There are also some disparaging remarks about Native Americans which really- and I mean really- pissed me off. As far as this manic lunatic is concerned she judges all peoples and all cultures with her same small insignificant white-minded measuring stick. For all her big supposedly "I'm more enlightened than you" open minded talk I found her close minded and ignorant. She bad mouthed an Indian woman for seeing herself as "Native American" because she saw herself as being born first into a tribe. Curtiss seems to imply (and if she didn't mean it this way then you can chalk up another to murky "what the hell is this woman saying") that the woman was using "Native American" and her "Tribe" as a "Dangerous" sub-culture that is part of what Curtiss believes is the "Culture Dump" that is ruining our culture. She feels this segregation displayed by Native Americans is bad and they should identify first as Americans. Last time I checked they were part of their Tribe- first- 1000s of years before the white man put them on reservations and tried to kill them off so they could get their land. Oh God this lady pisses me off! I need to stop here. I could go on, but then I'll be as bad as Curtiss and just start repeating myself.
This book was not amazing in any literary way, but A.B. (I believe her name is Ann) embarrassed me out of depression. Her examples of her own hysterics made me realize how obnoxious my own behavior was. Of course, going into this book I wanted to be off medication, so her story fueled the fire for me. She illustrated to me just how much I allowed the depression to rule over my life, or even more, how I used depression as an excuse not to get my act together. If you are currently suffering from depression, be prepared to be insulted. And then get over it.
I thought this book was good but dragged on a bit. Some very good points and it helped me! I thought it was very inspiring and helpful and could be useful to assist someone who is feeling depressed to try and take control of their situation. Only gave it a 3 star though because it could have been more concise and too the point instead it was repetitive.

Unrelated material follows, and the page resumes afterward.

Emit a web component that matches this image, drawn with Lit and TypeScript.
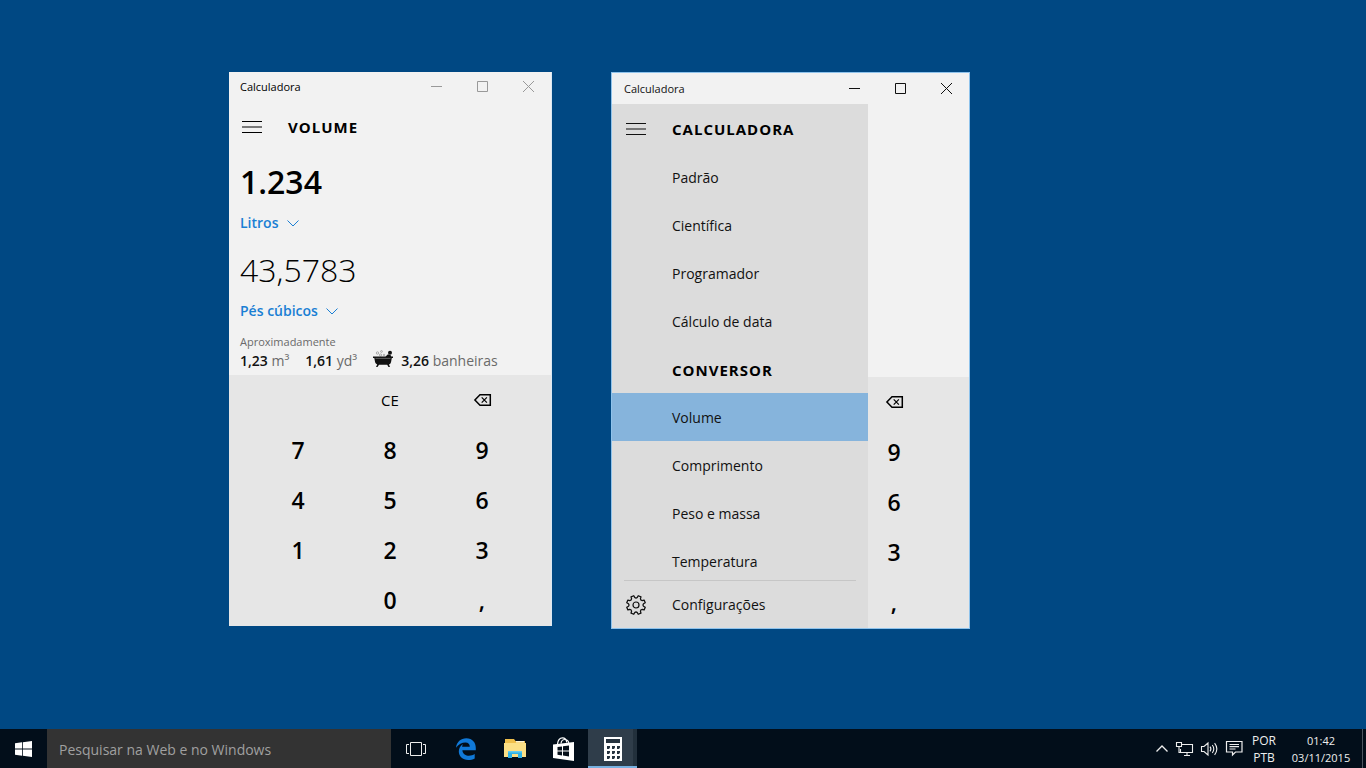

As a man thinketh, so is he -James Allen This book makes a convincing claim for the case of engaging our minds and choosing to be happy and not giving into the 'primal mind.' I found it to be an easy read and interesting insight into the life of a manic depressed person (as the author was). It's an easy read and worth picking up, if the topic is of interest to you.
So full of experiential, cultural, historical, and scientific understandings that clarify a values based approach through directing thinking away from depressing.